- **Written request**
Locate the string "page" in the listing below. Copy every line where it is found.

- **Data to process**

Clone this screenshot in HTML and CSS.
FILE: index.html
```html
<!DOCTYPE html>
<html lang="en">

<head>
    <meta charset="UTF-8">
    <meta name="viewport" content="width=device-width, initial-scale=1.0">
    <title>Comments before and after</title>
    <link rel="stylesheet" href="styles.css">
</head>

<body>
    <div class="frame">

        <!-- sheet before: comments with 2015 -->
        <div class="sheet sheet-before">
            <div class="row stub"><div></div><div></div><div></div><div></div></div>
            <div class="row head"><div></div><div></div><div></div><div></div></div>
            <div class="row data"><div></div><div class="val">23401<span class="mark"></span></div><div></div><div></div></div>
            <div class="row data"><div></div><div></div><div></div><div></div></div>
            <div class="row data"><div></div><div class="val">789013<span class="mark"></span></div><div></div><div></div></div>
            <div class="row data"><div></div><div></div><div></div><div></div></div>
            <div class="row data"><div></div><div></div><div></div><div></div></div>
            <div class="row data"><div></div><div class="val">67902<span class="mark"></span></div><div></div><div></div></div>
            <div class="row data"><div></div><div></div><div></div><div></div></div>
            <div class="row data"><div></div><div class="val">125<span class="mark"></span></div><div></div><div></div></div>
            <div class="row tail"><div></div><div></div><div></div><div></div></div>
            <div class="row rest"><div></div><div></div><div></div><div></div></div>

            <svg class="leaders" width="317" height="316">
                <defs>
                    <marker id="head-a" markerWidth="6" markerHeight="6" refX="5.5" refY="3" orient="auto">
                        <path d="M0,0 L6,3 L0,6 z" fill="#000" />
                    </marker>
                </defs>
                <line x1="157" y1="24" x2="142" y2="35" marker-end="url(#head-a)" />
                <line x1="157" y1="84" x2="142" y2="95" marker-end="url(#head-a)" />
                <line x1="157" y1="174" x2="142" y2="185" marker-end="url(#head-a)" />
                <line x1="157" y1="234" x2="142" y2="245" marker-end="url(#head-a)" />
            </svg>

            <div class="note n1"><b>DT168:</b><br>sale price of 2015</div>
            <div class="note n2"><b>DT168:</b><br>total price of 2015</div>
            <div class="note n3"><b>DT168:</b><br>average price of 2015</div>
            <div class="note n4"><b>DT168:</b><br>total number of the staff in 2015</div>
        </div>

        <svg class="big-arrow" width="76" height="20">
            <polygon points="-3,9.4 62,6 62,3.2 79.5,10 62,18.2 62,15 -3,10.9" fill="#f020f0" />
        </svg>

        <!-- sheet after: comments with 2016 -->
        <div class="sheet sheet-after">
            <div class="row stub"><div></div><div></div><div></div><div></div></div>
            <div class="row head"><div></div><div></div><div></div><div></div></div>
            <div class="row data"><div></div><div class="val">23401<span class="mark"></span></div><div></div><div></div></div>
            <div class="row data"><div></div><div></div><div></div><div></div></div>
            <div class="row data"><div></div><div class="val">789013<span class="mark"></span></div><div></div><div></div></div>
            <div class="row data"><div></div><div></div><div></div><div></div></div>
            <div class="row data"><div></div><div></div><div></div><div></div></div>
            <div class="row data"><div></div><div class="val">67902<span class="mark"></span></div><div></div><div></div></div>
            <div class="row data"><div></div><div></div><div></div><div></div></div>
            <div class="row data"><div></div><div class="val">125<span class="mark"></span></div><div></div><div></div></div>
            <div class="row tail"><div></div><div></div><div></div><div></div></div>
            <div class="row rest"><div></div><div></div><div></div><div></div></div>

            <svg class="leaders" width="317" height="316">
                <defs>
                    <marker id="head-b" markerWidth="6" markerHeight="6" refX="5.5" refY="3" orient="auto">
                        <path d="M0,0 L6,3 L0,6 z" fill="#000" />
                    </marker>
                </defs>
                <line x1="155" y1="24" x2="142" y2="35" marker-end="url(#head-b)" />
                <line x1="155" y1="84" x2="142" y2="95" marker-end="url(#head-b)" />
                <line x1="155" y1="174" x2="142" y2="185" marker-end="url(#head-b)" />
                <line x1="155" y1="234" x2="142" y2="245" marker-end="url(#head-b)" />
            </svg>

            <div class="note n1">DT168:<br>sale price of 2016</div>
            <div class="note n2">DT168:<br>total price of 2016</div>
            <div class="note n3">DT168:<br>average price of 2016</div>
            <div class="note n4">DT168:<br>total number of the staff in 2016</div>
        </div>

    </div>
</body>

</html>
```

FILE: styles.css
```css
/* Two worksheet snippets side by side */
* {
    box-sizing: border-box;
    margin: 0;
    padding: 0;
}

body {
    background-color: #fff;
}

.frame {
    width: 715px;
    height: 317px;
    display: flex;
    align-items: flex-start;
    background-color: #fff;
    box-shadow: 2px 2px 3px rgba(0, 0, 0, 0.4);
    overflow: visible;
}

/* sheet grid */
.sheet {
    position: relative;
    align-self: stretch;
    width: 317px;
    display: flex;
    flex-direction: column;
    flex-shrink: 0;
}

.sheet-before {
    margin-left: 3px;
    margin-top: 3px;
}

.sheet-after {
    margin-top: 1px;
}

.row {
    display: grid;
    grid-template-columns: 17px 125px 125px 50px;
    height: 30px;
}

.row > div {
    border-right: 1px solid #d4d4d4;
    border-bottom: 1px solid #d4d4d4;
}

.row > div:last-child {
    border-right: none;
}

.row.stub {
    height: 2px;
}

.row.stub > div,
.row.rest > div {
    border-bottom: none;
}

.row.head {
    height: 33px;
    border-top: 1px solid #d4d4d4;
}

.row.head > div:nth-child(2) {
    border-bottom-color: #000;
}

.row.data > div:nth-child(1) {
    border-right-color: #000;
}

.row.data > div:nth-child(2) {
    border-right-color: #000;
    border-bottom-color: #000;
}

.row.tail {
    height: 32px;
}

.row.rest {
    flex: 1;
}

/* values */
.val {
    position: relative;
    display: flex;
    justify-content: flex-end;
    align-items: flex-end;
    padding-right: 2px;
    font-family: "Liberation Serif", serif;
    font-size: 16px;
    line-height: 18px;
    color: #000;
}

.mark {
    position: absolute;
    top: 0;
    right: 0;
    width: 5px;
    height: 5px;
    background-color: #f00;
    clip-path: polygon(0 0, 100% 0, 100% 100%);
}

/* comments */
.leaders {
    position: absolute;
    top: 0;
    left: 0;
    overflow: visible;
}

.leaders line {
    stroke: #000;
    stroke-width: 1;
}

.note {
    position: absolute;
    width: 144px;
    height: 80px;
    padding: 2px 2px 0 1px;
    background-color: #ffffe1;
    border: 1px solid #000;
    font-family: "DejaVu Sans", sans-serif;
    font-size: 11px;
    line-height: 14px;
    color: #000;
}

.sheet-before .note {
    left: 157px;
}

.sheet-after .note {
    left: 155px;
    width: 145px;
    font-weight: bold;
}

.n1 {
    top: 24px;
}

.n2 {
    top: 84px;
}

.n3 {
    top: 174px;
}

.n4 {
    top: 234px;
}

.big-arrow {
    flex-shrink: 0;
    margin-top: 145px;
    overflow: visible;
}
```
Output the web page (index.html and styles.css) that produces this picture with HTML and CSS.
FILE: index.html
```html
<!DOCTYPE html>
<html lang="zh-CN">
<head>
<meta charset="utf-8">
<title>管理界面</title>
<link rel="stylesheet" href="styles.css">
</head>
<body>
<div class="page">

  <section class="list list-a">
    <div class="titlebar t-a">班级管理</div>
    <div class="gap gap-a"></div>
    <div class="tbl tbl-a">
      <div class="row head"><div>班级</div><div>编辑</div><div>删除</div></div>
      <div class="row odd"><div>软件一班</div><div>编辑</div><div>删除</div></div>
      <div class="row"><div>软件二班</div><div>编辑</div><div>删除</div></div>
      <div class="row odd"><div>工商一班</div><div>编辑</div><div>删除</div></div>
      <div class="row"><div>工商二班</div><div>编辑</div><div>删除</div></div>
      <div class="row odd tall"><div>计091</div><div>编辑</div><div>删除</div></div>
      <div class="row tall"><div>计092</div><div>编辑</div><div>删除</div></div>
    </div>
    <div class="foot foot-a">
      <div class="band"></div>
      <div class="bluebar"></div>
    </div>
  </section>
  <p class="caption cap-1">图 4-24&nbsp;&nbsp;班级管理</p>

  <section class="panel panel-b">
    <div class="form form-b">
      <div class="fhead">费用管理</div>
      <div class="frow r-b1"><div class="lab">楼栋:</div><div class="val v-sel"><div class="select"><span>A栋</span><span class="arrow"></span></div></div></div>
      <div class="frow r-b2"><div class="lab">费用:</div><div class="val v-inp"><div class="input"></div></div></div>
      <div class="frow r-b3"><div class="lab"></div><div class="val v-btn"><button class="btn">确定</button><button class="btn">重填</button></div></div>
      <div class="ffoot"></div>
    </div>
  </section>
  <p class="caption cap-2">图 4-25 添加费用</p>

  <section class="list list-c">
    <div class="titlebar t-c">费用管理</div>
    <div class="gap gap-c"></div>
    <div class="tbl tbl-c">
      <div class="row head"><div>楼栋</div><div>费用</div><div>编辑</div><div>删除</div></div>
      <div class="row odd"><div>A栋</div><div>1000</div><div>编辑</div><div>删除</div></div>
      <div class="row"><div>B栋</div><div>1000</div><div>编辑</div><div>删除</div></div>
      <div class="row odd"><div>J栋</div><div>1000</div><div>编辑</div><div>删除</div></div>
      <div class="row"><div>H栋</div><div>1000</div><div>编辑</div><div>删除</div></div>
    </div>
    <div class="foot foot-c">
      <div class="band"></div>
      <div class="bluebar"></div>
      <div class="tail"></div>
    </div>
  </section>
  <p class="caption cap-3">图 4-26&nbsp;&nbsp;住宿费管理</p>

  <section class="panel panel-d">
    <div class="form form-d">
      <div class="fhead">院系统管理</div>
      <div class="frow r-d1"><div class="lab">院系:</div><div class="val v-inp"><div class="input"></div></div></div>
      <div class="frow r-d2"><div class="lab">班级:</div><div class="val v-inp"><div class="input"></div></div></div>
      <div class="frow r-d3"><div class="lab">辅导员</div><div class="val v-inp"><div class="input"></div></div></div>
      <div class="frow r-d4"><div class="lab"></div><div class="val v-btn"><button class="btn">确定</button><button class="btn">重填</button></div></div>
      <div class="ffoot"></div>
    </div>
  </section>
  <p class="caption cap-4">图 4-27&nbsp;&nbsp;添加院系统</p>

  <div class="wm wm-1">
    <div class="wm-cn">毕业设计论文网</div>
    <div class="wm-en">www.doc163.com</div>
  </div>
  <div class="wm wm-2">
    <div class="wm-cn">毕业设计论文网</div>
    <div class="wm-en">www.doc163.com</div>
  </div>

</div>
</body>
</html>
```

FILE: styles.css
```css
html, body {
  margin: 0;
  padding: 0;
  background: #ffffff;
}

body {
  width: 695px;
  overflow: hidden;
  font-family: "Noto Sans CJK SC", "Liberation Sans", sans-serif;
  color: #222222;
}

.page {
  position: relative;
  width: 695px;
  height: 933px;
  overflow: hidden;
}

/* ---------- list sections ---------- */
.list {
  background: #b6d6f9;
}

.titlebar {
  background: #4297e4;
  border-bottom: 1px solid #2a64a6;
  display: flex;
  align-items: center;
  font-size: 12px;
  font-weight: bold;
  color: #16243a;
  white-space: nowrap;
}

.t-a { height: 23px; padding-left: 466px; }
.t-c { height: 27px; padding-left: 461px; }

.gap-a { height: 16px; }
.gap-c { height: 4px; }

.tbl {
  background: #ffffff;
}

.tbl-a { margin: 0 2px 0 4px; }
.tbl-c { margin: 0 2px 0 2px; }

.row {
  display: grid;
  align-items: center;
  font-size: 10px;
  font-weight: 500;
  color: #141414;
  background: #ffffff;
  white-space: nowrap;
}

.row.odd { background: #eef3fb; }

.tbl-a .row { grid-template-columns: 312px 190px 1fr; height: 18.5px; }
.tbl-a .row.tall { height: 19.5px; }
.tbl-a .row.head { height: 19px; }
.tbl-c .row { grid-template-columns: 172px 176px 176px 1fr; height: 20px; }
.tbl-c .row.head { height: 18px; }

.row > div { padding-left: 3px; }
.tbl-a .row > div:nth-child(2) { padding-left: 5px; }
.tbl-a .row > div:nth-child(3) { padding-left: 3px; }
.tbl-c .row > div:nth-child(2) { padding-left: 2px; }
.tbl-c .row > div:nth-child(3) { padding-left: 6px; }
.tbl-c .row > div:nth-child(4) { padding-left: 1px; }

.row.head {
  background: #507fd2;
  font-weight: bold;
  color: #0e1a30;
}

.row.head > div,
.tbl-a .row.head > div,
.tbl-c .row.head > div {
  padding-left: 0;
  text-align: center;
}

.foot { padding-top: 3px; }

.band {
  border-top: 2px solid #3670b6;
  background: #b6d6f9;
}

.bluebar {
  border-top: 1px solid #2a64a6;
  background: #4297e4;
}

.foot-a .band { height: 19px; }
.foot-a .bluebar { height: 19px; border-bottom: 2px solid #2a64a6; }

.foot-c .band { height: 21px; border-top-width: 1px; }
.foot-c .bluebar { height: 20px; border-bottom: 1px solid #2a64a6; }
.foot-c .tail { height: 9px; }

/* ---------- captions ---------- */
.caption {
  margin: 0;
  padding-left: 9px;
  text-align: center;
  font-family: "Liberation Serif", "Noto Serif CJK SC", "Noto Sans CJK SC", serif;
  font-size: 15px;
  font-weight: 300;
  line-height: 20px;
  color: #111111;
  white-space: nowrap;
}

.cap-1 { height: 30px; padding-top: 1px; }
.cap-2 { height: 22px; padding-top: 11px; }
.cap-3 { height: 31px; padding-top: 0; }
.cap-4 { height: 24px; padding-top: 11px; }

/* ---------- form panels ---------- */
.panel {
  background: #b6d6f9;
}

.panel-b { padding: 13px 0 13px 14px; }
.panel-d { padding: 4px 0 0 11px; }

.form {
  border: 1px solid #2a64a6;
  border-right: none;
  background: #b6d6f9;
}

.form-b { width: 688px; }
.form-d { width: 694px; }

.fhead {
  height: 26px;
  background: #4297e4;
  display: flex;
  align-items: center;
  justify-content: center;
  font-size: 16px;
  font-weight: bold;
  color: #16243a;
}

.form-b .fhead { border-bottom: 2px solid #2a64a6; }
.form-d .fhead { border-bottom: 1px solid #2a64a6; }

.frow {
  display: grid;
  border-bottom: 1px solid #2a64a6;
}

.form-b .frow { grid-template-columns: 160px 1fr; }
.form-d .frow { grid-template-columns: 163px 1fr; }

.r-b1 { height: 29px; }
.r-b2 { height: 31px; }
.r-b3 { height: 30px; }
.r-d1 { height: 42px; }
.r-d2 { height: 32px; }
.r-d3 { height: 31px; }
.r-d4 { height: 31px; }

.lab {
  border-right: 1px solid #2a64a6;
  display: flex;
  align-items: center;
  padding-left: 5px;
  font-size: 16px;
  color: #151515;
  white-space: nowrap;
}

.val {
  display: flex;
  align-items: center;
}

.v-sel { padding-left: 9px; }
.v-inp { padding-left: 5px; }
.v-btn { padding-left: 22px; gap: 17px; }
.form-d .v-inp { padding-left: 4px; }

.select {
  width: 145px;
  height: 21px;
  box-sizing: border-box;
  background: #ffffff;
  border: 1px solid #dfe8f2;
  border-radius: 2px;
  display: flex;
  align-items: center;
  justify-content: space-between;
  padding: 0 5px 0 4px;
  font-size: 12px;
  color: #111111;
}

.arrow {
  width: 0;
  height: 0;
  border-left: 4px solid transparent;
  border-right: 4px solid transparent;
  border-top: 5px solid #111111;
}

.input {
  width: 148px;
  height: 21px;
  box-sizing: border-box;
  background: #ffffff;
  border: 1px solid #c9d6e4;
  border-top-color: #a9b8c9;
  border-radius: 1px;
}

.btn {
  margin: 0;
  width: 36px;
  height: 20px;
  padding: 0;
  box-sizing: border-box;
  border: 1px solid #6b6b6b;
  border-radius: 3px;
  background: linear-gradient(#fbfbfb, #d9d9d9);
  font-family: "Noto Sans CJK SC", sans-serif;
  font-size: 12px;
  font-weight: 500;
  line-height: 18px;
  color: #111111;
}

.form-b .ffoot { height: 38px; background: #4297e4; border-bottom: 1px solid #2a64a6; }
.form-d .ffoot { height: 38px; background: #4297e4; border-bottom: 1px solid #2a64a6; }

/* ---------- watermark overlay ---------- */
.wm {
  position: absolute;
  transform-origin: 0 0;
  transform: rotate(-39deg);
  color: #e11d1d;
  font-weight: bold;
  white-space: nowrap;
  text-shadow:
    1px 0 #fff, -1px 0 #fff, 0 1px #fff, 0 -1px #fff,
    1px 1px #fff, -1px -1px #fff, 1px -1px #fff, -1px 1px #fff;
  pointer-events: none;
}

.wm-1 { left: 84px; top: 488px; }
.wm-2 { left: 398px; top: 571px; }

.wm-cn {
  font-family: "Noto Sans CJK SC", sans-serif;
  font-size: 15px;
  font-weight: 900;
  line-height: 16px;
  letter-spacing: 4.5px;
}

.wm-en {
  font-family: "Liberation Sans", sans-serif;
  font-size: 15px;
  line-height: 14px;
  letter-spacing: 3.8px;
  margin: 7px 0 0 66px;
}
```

- **Worked answer**
Output the web page (index.html and styles.css) that produces this picture with HTML and CSS.
<div class="page">
.page {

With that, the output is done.